Data rows:
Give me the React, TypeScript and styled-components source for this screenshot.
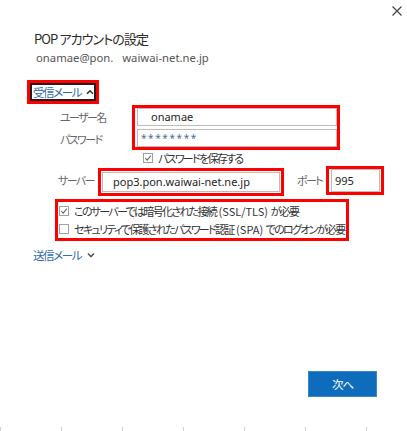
import styled, { createGlobalStyle } from 'styled-components'

const GlobalStyle = createGlobalStyle`
  html, body {
    margin: 0;
    padding: 0;
    background: #fff;
  }
  body {
    font-family: "Noto Sans CJK JP", "Noto Sans", sans-serif;
    font-feature-settings: "palt";
  }
`

const CheckIcon = ({ checked }: { checked: boolean }) => (
  <CheckBox width="10" height="10" viewBox="0 0 10 10">
    <rect x="0.5" y="0.5" width="9" height="9" fill="#fff" stroke="#a0a0a0" />
    {checked && <path d="M2.2 5.2 L4.2 7.2 L7.9 2.6" fill="none" stroke="#6a6a6a" strokeWidth="1.1" />}
  </CheckBox>
)

const Chevron = ({ up }: { up?: boolean }) => (
  <CheckBox width="8" height="6" viewBox="0 0 8 6">
    <path d={up ? 'M1 4.8 L4 1.8 L7 4.8' : 'M1 1.5 L4 4.5 L7 1.5'} fill="none" stroke={up ? '#333' : '#555'} strokeWidth="1.6" />
  </CheckBox>
)

const App = () => {
  return (
    <>
      <GlobalStyle />
      <Dialog>
        <TopBar>
          <svg width="10" height="10" viewBox="0 0 10 10">
            <path d="M0.5 0.5 L9.5 9.5 M9.5 0.5 L0.5 9.5" stroke="#444" strokeWidth="1.2" />
          </svg>
        </TopBar>

        <Title>POP アカウントの設定</Title>
        <Email>onamae@pon.&nbsp;&nbsp;&nbsp;waiwai-net.ne.jp</Email>

        <ToggleFrame>
          <Toggle>
            受信メール
            <Chevron up />
          </Toggle>
        </ToggleFrame>

        <CredRow>
          <LabelCol>
            <Label>ユーザー名</Label>
            <Label>パスワード</Label>
          </LabelCol>
          <CredFrame>
            <Input indent={13}>onamae</Input>
            <Input indent={3}>
              <Stars>********</Stars>
            </Input>
          </CredFrame>
        </CredRow>

        <SaveRow>
          <CheckIcon checked />
          <CheckText>パスワードを保存する</CheckText>
        </SaveRow>

        <ServerRow>
          <ServerLabel>サーバー</ServerLabel>
          <ServerFrame>
            <Input indent={10} h={20}>pop3.pon.waiwai-net.ne.jp</Input>
          </ServerFrame>
          <PortLabel>ポート</PortLabel>
          <PortFrame>
            <Input indent={3} h={23}>995</Input>
          </PortFrame>
        </ServerRow>

        <OptionsFrame>
          <OptionRow>
            <CheckIcon checked />
            <CheckText>
              このサーバーでは暗号化された接続<Latin>&nbsp;(SSL/TLS)&nbsp;</Latin>が必要
            </CheckText>
          </OptionRow>
          <OptionRow>
            <CheckIcon checked={false} />
            <CheckText>
              セキュリティで保護されたパスワード認証<Latin>&nbsp;(SPA)&nbsp;</Latin>でのログオンが必要
            </CheckText>
          </OptionRow>
        </OptionsFrame>

        <OutLink>
          送信メール
          <Chevron />
        </OutLink>

        <Footer>
          <NextButton>次へ</NextButton>
        </Footer>

        <Ticks>
          {[0, 1, 2, 3, 4, 5, 6].map((i) => (
            <Tick key={i} />
          ))}
        </Ticks>
      </Dialog>
    </>
  )
}

export default App

const Dialog = styled.div`
  width: 407px;
  height: 431px;
  display: flex;
  flex-direction: column;
  overflow: hidden;
  background: #fff;
`

const CheckBox = styled.svg`
  flex-shrink: 0;
`

const TopBar = styled.div`
  height: 24px;
  display: flex;
  justify-content: flex-end;
  align-items: center;
  padding-right: 5px;
`

const Title = styled.div`
  margin: 8px 0 0 34px;
  height: 20px;
  line-height: 20px;
  font-size: 13px;
  letter-spacing: -0.9px;
  color: #2b2b2b;
  white-space: nowrap;
`

const Email = styled.div`
  margin: 1px 0 0 36px;
  height: 16px;
  line-height: 16px;
  font-family: "Noto Sans", sans-serif;
  font-size: 11.3px;
  color: #555;
  white-space: nowrap;
`

const ToggleFrame = styled.div`
  margin: 14px 0 0 27px;
  width: 66px;
  border: 3px solid #f00;
`

const Toggle = styled.div`
  display: flex;
  align-items: center;
  gap: 5px;
  height: 14px;
  padding-left: 1px;
  border: 2px solid #1e1e1e;
  font-size: 11.5px;
  letter-spacing: -1.4px;
  line-height: 14px;
  color: #2f6bb3;
  white-space: nowrap;
`

const CredRow = styled.div`
  display: flex;
  margin: 1px 0 0 60px;
`

const LabelCol = styled.div`
  width: 72px;
  display: flex;
  flex-direction: column;
  gap: 4px;
  padding-top: 3px;
`

const Label = styled.div`
  height: 18px;
  line-height: 18px;
  font-size: 11px;
  letter-spacing: -1.6px;
  color: #666;
  white-space: nowrap;
`

const CredFrame = styled.div`
  width: 200px;
  border: 3px solid #f00;
  display: flex;
  flex-direction: column;
  gap: 3px;
  padding-left: 2px;
  box-sizing: content-box;
`

const Input = styled.div<{ indent: number; h?: number }>`
  box-sizing: border-box;
  height: ${(p) => p.h ?? 18}px;
  line-height: ${(p) => (p.h ?? 18) - 2}px;
  padding-left: ${(p) => p.indent}px;
  border: 1px solid #bcbcbc;
  background: #fff;
  font-family: "Noto Sans", sans-serif;
  font-size: 11px;
  color: #1e1e1e;
  white-space: nowrap;
  overflow: hidden;
`

const Stars = styled.span`
  font-size: 10px;
  letter-spacing: 1.6px;
  color: #4d6d9a;
  vertical-align: top;
`

const SaveRow = styled.div`
  display: flex;
  align-items: center;
  gap: 5px;
  height: 14px;
  margin: 1px 0 0 143px;
`

const CheckText = styled.span`
  font-size: 11px;
  letter-spacing: -1.7px;
  color: #333;
  white-space: nowrap;
`

const Latin = styled.span`
  letter-spacing: 0;
`

const ServerRow = styled.div`
  display: flex;
  align-items: center;
  height: 30px;
  margin: 0 0 0 58px;
`

const ServerLabel = styled.div`
  width: 40px;
  font-size: 11px;
  letter-spacing: -1.6px;
  color: #666;
  white-space: nowrap;
`

const ServerFrame = styled.div`
  width: 178px;
  padding: 1px;
  border: 3px solid #f00;
  margin-top: 3px;
`

const PortLabel = styled.div`
  width: 29px;
  margin-left: 13px;
  font-size: 11px;
  letter-spacing: -1.6px;
  color: #666;
  white-space: nowrap;
`

const PortFrame = styled.div`
  width: 49px;
  padding: 0 1px 0 2px;
  border: 3px solid #f00;
`

const OptionsFrame = styled.div`
  width: 288px;
  height: 36px;
  margin: 4px 0 0 55px;
  border: 3px solid #f00;
  display: flex;
  flex-direction: column;
`

const OptionRow = styled.div`
  display: flex;
  align-items: center;
  gap: 5px;
  height: 18px;
  padding-left: 1px;
`

const OutLink = styled.div`
  display: flex;
  align-items: center;
  gap: 6px;
  height: 16px;
  margin: 6px 0 0 33px;
  font-size: 11.5px;
  letter-spacing: -1.4px;
  color: #2f6bb3;
  white-space: nowrap;
`

const Footer = styled.div`
  display: flex;
  justify-content: flex-end;
  padding-right: 30px;
  margin-top: 108px;
`

const NextButton = styled.button`
  width: 69px;
  height: 26px;
  border: 1px solid #3a86cc;
  background: #0f6cbd;
  color: #fff;
  font-family: inherit;
  font-size: 11.5px;
  letter-spacing: -1px;
  padding: 0;
  cursor: pointer;
`

const Ticks = styled.div`
  display: flex;
  gap: 60px;
  margin-top: 30px;
`

const Tick = styled.div`
  width: 1px;
  height: 4px;
  background: #d0d0d0;
`
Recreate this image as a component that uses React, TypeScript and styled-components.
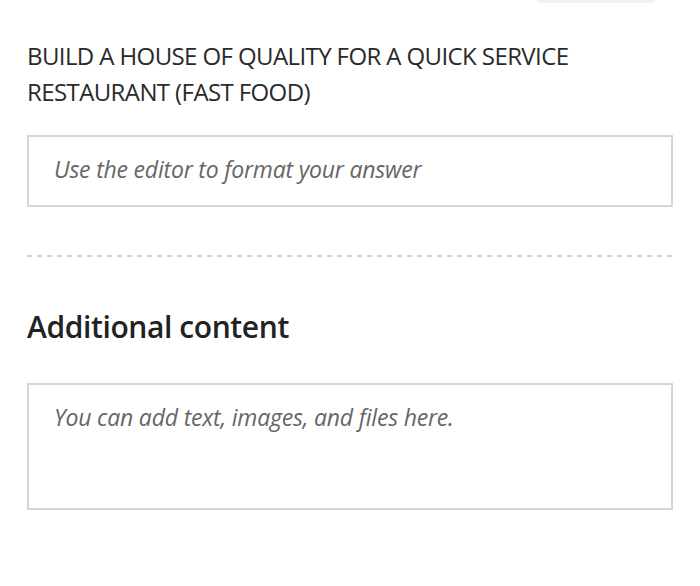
import React from "react";
import styled, { createGlobalStyle } from "styled-components";

const Global = createGlobalStyle`
  html, body { margin: 0; padding: 0; background: #fff; }
  body { font-family: "Open Sans", "Liberation Sans", sans-serif; }
`;

const Page = styled.div`
  width: 700px;
  height: 586px;
  box-sizing: border-box;
  padding: 0 27px;
  display: flex;
  flex-direction: column;
  position: relative;
`;

const TopEdge = styled.div`
  position: absolute;
  top: 0;
  left: 537px;
  width: 118px;
  height: 3px;
  background: #f2f2f2;
  border-radius: 0 0 3px 3px;
`;

const Question = styled.h1`
  margin: 38px 0 0;
  font-size: 24px;
  line-height: 36px;
  font-weight: 400;
  color: #2a2a2a;
  letter-spacing: -0.6px;
`;

const EditorBox = styled.div<{ $h: number }>`
  box-sizing: border-box;
  height: ${(p) => p.$h}px;
  border: 2px solid #d6d6d6;
  padding: 17px 25px;
  font-style: italic;
  font-size: 23px;
  line-height: 30px;
  color: #666;
  letter-spacing: -0.2px;
`;

const AnswerBox = styled(EditorBox)`
  margin-top: 25px;
`;

const Divider = styled.div`
  margin-top: 48px;
  height: 2px;
  background: repeating-linear-gradient(
    to right,
    #d2d2d2 0 5px,
    transparent 5px 10px
  );
`;

const SectionTitle = styled.h2`
  margin: 52px 0 0;
  font-size: 30px;
  line-height: 36px;
  font-weight: 600;
  color: #222;
  letter-spacing: -0.4px;
`;

const ExtraBox = styled(EditorBox)`
  margin-top: 38px;
`;

export default function App() {
  return (
    <>
      <Global />
      <Page>
        <TopEdge />
        <Question>
          BUILD A HOUSE OF QUALITY FOR A QUICK SERVICE RESTAURANT (FAST FOOD)
        </Question>
        <AnswerBox $h={72}>Use the editor to format your answer</AnswerBox>
        <Divider />
        <SectionTitle>Additional content</SectionTitle>
        <ExtraBox $h={127}>You can add text, images, and files here.</ExtraBox>
      </Page>
    </>
  );
}
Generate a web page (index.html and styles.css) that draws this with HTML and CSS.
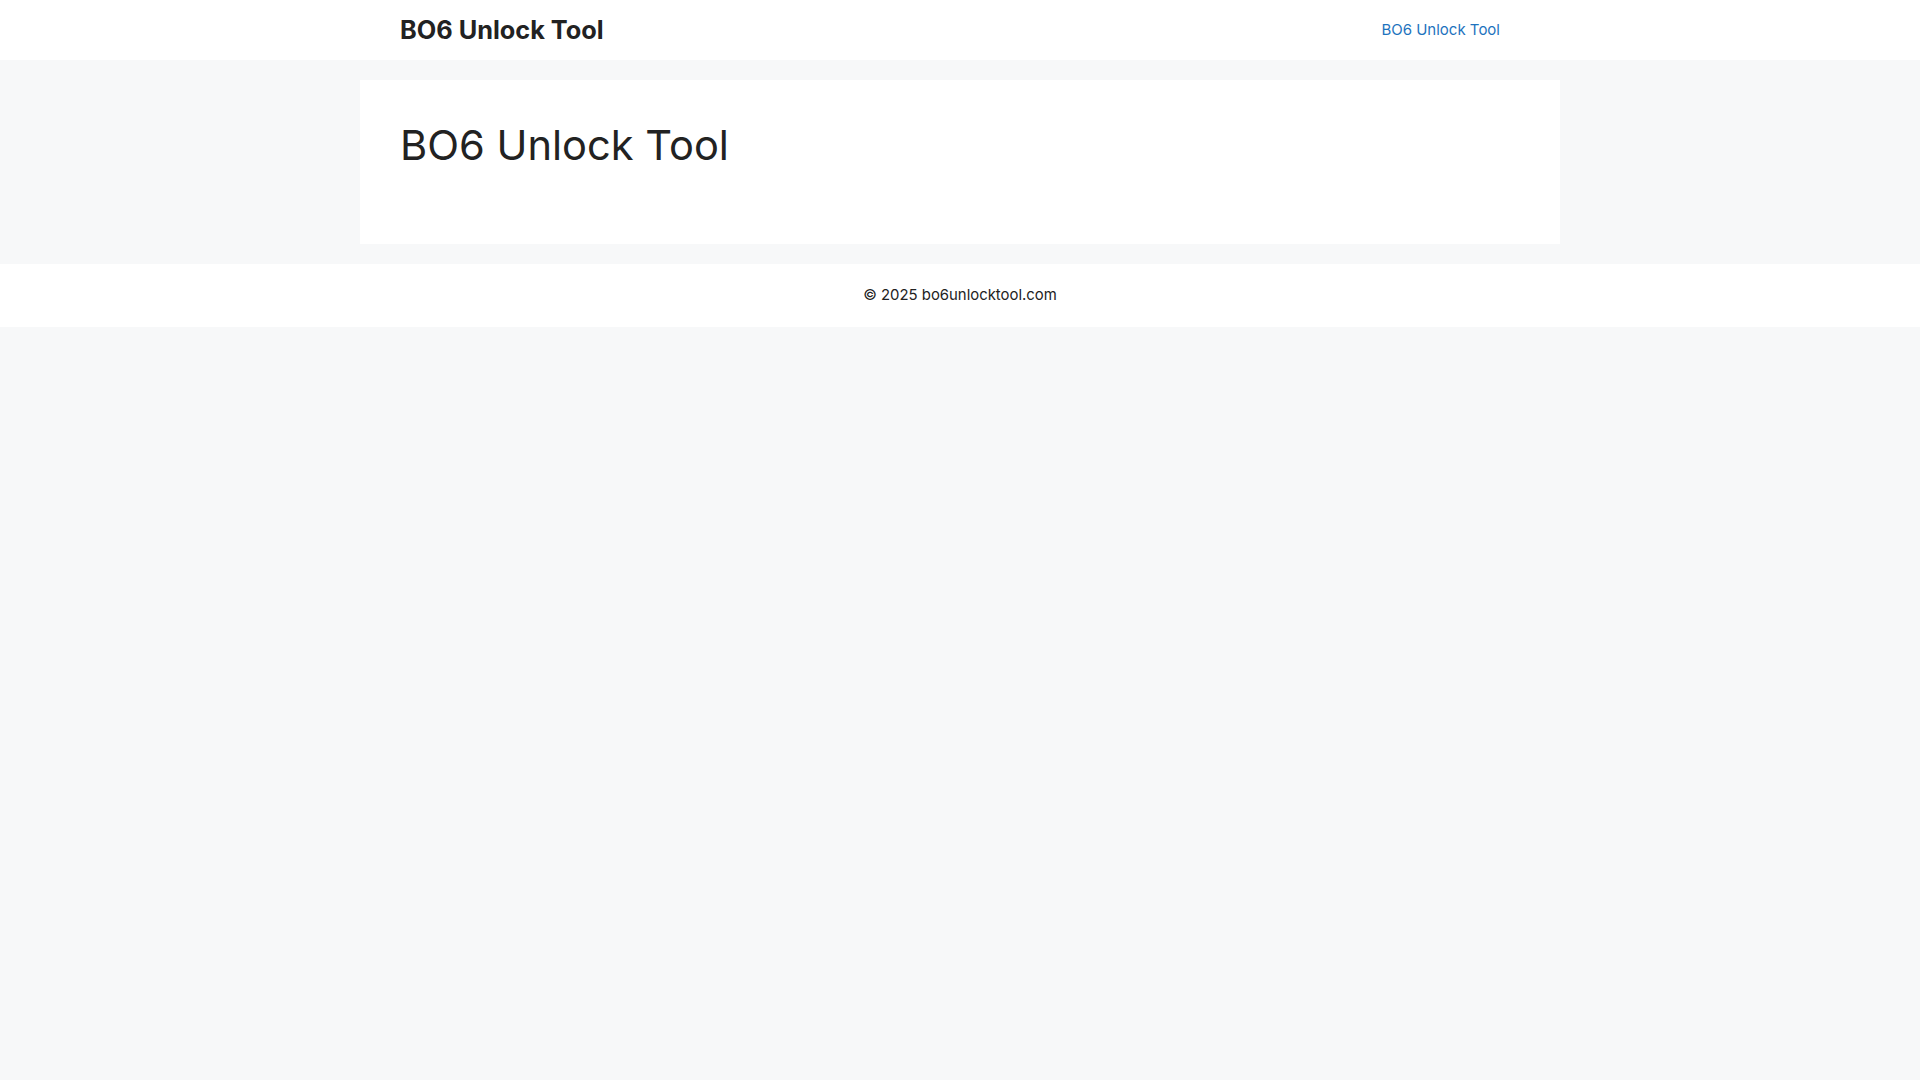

Stated problem: Give again, word for word, every line from the top of the data through the line with "</ToggleFrame>", both ends included, and exclude the pictures.

Output for this task:
Give me the React, TypeScript and styled-components source for this screenshot.
import styled, { createGlobalStyle } from 'styled-components'

const GlobalStyle = createGlobalStyle`
  html, body {
    margin: 0;
    padding: 0;
    background: #fff;
  }
  body {
    font-family: "Noto Sans CJK JP", "Noto Sans", sans-serif;
    font-feature-settings: "palt";
  }
`

const CheckIcon = ({ checked }: { checked: boolean }) => (
  <CheckBox width="10" height="10" viewBox="0 0 10 10">
    <rect x="0.5" y="0.5" width="9" height="9" fill="#fff" stroke="#a0a0a0" />
    {checked && <path d="M2.2 5.2 L4.2 7.2 L7.9 2.6" fill="none" stroke="#6a6a6a" strokeWidth="1.1" />}
  </CheckBox>
)

const Chevron = ({ up }: { up?: boolean }) => (
  <CheckBox width="8" height="6" viewBox="0 0 8 6">
    <path d={up ? 'M1 4.8 L4 1.8 L7 4.8' : 'M1 1.5 L4 4.5 L7 1.5'} fill="none" stroke={up ? '#333' : '#555'} strokeWidth="1.6" />
  </CheckBox>
)

const App = () => {
  return (
    <>
      <GlobalStyle />
      <Dialog>
        <TopBar>
          <svg width="10" height="10" viewBox="0 0 10 10">
            <path d="M0.5 0.5 L9.5 9.5 M9.5 0.5 L0.5 9.5" stroke="#444" strokeWidth="1.2" />
          </svg>
        </TopBar>

        <Title>POP アカウントの設定</Title>
        <Email>onamae@pon.&nbsp;&nbsp;&nbsp;waiwai-net.ne.jp</Email>

        <ToggleFrame>
          <Toggle>
            受信メール
            <Chevron up />
          </Toggle>
        </ToggleFrame>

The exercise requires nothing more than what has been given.